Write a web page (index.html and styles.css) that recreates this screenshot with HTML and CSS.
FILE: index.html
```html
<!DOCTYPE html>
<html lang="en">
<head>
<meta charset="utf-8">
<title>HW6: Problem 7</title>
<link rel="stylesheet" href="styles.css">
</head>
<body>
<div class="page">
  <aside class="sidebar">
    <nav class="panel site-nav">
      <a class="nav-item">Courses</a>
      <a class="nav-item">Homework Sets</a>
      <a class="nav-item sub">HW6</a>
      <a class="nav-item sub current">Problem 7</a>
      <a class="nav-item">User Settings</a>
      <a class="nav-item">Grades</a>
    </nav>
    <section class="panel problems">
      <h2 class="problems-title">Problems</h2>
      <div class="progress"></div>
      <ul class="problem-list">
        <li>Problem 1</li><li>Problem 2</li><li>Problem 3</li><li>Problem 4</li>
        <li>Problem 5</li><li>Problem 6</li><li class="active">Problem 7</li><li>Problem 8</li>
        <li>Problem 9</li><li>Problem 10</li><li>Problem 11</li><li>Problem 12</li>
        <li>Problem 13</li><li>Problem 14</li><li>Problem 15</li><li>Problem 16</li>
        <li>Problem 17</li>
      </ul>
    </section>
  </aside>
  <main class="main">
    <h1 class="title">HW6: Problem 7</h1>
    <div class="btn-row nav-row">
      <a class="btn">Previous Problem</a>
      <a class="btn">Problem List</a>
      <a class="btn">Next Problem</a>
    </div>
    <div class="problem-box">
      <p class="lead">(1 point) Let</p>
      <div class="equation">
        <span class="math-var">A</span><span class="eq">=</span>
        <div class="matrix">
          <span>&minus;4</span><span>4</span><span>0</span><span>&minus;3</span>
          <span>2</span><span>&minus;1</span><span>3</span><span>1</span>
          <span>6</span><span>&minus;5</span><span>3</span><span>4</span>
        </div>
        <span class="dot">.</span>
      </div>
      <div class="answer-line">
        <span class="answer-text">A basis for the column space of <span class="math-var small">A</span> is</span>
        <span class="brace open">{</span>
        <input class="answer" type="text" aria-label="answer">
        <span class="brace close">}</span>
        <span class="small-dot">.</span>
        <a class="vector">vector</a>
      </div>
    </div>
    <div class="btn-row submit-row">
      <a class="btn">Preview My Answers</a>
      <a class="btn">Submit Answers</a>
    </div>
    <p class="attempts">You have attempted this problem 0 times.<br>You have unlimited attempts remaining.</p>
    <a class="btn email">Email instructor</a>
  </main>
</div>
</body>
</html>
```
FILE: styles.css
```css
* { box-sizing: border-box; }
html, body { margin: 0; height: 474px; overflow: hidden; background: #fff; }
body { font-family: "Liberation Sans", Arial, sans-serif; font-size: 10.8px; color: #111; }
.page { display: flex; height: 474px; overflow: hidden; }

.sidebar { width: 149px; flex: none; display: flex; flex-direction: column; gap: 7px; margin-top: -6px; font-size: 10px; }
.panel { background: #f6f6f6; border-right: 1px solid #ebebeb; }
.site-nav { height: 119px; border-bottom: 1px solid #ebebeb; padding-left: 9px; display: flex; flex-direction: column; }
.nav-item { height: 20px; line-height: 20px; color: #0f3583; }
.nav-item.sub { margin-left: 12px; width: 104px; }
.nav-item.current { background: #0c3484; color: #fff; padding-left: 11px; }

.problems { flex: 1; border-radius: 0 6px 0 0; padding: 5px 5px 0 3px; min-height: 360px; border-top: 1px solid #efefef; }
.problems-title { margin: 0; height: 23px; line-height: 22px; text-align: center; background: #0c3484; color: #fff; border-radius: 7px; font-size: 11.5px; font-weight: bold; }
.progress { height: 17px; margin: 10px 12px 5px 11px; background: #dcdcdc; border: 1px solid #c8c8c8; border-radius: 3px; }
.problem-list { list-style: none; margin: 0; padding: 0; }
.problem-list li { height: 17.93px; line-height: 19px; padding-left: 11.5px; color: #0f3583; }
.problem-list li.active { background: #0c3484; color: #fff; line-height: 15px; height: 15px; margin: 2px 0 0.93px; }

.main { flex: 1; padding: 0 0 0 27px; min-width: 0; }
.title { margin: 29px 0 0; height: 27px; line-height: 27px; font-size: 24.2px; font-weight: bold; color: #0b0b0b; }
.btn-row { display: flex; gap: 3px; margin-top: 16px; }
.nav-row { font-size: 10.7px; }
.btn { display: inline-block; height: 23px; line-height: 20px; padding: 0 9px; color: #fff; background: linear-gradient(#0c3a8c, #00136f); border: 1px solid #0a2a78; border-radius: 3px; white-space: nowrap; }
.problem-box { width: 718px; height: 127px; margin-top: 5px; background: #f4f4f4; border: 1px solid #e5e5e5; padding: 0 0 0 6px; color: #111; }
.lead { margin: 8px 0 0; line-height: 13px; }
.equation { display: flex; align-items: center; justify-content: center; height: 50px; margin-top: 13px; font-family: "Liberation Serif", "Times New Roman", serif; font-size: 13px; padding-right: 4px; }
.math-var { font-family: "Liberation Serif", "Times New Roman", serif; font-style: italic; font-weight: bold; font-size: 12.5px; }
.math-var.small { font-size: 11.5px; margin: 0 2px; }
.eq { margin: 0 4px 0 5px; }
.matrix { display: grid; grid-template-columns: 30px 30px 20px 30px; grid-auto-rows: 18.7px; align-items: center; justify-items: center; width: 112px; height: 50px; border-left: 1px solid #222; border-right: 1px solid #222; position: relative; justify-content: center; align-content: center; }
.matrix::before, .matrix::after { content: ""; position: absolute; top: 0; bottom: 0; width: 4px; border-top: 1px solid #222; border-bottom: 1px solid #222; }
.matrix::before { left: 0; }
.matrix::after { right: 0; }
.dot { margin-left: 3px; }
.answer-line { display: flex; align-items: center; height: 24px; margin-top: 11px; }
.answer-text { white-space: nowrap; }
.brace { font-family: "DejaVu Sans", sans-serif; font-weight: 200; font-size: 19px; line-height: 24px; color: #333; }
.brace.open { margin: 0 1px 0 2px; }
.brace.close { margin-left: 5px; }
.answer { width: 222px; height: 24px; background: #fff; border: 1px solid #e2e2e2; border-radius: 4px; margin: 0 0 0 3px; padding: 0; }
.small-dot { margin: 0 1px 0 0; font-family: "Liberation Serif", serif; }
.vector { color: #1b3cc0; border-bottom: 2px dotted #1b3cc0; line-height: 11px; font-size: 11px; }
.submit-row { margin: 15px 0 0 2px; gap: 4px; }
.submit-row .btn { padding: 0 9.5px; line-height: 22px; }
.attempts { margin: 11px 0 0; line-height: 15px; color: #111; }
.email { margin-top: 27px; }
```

WHAT YOU HAVE TO DO >>
Reproduce all data above, unchanged.

FULL SOLUTION >>
Write a web page (index.html and styles.css) that recreates this screenshot with HTML and CSS.
FILE: index.html
```html
<!DOCTYPE html>
<html lang="en">
<head>
<meta charset="utf-8">
<title>HW6: Problem 7</title>
<link rel="stylesheet" href="styles.css">
</head>
<body>
<div class="page">
  <aside class="sidebar">
    <nav class="panel site-nav">
      <a class="nav-item">Courses</a>
      <a class="nav-item">Homework Sets</a>
      <a class="nav-item sub">HW6</a>
      <a class="nav-item sub current">Problem 7</a>
      <a class="nav-item">User Settings</a>
      <a class="nav-item">Grades</a>
    </nav>
    <section class="panel problems">
      <h2 class="problems-title">Problems</h2>
      <div class="progress"></div>
      <ul class="problem-list">
        <li>Problem 1</li><li>Problem 2</li><li>Problem 3</li><li>Problem 4</li>
        <li>Problem 5</li><li>Problem 6</li><li class="active">Problem 7</li><li>Problem 8</li>
        <li>Problem 9</li><li>Problem 10</li><li>Problem 11</li><li>Problem 12</li>
        <li>Problem 13</li><li>Problem 14</li><li>Problem 15</li><li>Problem 16</li>
        <li>Problem 17</li>
      </ul>
    </section>
  </aside>
  <main class="main">
    <h1 class="title">HW6: Problem 7</h1>
    <div class="btn-row nav-row">
      <a class="btn">Previous Problem</a>
      <a class="btn">Problem List</a>
      <a class="btn">Next Problem</a>
    </div>
    <div class="problem-box">
      <p class="lead">(1 point) Let</p>
      <div class="equation">
        <span class="math-var">A</span><span class="eq">=</span>
        <div class="matrix">
          <span>&minus;4</span><span>4</span><span>0</span><span>&minus;3</span>
          <span>2</span><span>&minus;1</span><span>3</span><span>1</span>
          <span>6</span><span>&minus;5</span><span>3</span><span>4</span>
        </div>
        <span class="dot">.</span>
      </div>
      <div class="answer-line">
        <span class="answer-text">A basis for the column space of <span class="math-var small">A</span> is</span>
        <span class="brace open">{</span>
        <input class="answer" type="text" aria-label="answer">
        <span class="brace close">}</span>
        <span class="small-dot">.</span>
        <a class="vector">vector</a>
      </div>
    </div>
    <div class="btn-row submit-row">
      <a class="btn">Preview My Answers</a>
      <a class="btn">Submit Answers</a>
    </div>
    <p class="attempts">You have attempted this problem 0 times.<br>You have unlimited attempts remaining.</p>
    <a class="btn email">Email instructor</a>
  </main>
</div>
</body>
</html>
```
FILE: styles.css
```css
* { box-sizing: border-box; }
html, body { margin: 0; height: 474px; overflow: hidden; background: #fff; }
body { font-family: "Liberation Sans", Arial, sans-serif; font-size: 10.8px; color: #111; }
.page { display: flex; height: 474px; overflow: hidden; }

.sidebar { width: 149px; flex: none; display: flex; flex-direction: column; gap: 7px; margin-top: -6px; font-size: 10px; }
.panel { background: #f6f6f6; border-right: 1px solid #ebebeb; }
.site-nav { height: 119px; border-bottom: 1px solid #ebebeb; padding-left: 9px; display: flex; flex-direction: column; }
.nav-item { height: 20px; line-height: 20px; color: #0f3583; }
.nav-item.sub { margin-left: 12px; width: 104px; }
.nav-item.current { background: #0c3484; color: #fff; padding-left: 11px; }

.problems { flex: 1; border-radius: 0 6px 0 0; padding: 5px 5px 0 3px; min-height: 360px; border-top: 1px solid #efefef; }
.problems-title { margin: 0; height: 23px; line-height: 22px; text-align: center; background: #0c3484; color: #fff; border-radius: 7px; font-size: 11.5px; font-weight: bold; }
.progress { height: 17px; margin: 10px 12px 5px 11px; background: #dcdcdc; border: 1px solid #c8c8c8; border-radius: 3px; }
.problem-list { list-style: none; margin: 0; padding: 0; }
.problem-list li { height: 17.93px; line-height: 19px; padding-left: 11.5px; color: #0f3583; }
.problem-list li.active { background: #0c3484; color: #fff; line-height: 15px; height: 15px; margin: 2px 0 0.93px; }

.main { flex: 1; padding: 0 0 0 27px; min-width: 0; }
.title { margin: 29px 0 0; height: 27px; line-height: 27px; font-size: 24.2px; font-weight: bold; color: #0b0b0b; }
.btn-row { display: flex; gap: 3px; margin-top: 16px; }
.nav-row { font-size: 10.7px; }
.btn { display: inline-block; height: 23px; line-height: 20px; padding: 0 9px; color: #fff; background: linear-gradient(#0c3a8c, #00136f); border: 1px solid #0a2a78; border-radius: 3px; white-space: nowrap; }
.problem-box { width: 718px; height: 127px; margin-top: 5px; background: #f4f4f4; border: 1px solid #e5e5e5; padding: 0 0 0 6px; color: #111; }
.lead { margin: 8px 0 0; line-height: 13px; }
.equation { display: flex; align-items: center; justify-content: center; height: 50px; margin-top: 13px; font-family: "Liberation Serif", "Times New Roman", serif; font-size: 13px; padding-right: 4px; }
.math-var { font-family: "Liberation Serif", "Times New Roman", serif; font-style: italic; font-weight: bold; font-size: 12.5px; }
.math-var.small { font-size: 11.5px; margin: 0 2px; }
.eq { margin: 0 4px 0 5px; }
.matrix { display: grid; grid-template-columns: 30px 30px 20px 30px; grid-auto-rows: 18.7px; align-items: center; justify-items: center; width: 112px; height: 50px; border-left: 1px solid #222; border-right: 1px solid #222; position: relative; justify-content: center; align-content: center; }
.matrix::before, .matrix::after { content: ""; position: absolute; top: 0; bottom: 0; width: 4px; border-top: 1px solid #222; border-bottom: 1px solid #222; }
.matrix::before { left: 0; }
.matrix::after { right: 0; }
.dot { margin-left: 3px; }
.answer-line { display: flex; align-items: center; height: 24px; margin-top: 11px; }
.answer-text { white-space: nowrap; }
.brace { font-family: "DejaVu Sans", sans-serif; font-weight: 200; font-size: 19px; line-height: 24px; color: #333; }
.brace.open { margin: 0 1px 0 2px; }
.brace.close { margin-left: 5px; }
.answer { width: 222px; height: 24px; background: #fff; border: 1px solid #e2e2e2; border-radius: 4px; margin: 0 0 0 3px; padding: 0; }
.small-dot { margin: 0 1px 0 0; font-family: "Liberation Serif", serif; }
.vector { color: #1b3cc0; border-bottom: 2px dotted #1b3cc0; line-height: 11px; font-size: 11px; }
.submit-row { margin: 15px 0 0 2px; gap: 4px; }
.submit-row .btn { padding: 0 9.5px; line-height: 22px; }
.attempts { margin: 11px 0 0; line-height: 15px; color: #111; }
.email { margin-top: 27px; }
```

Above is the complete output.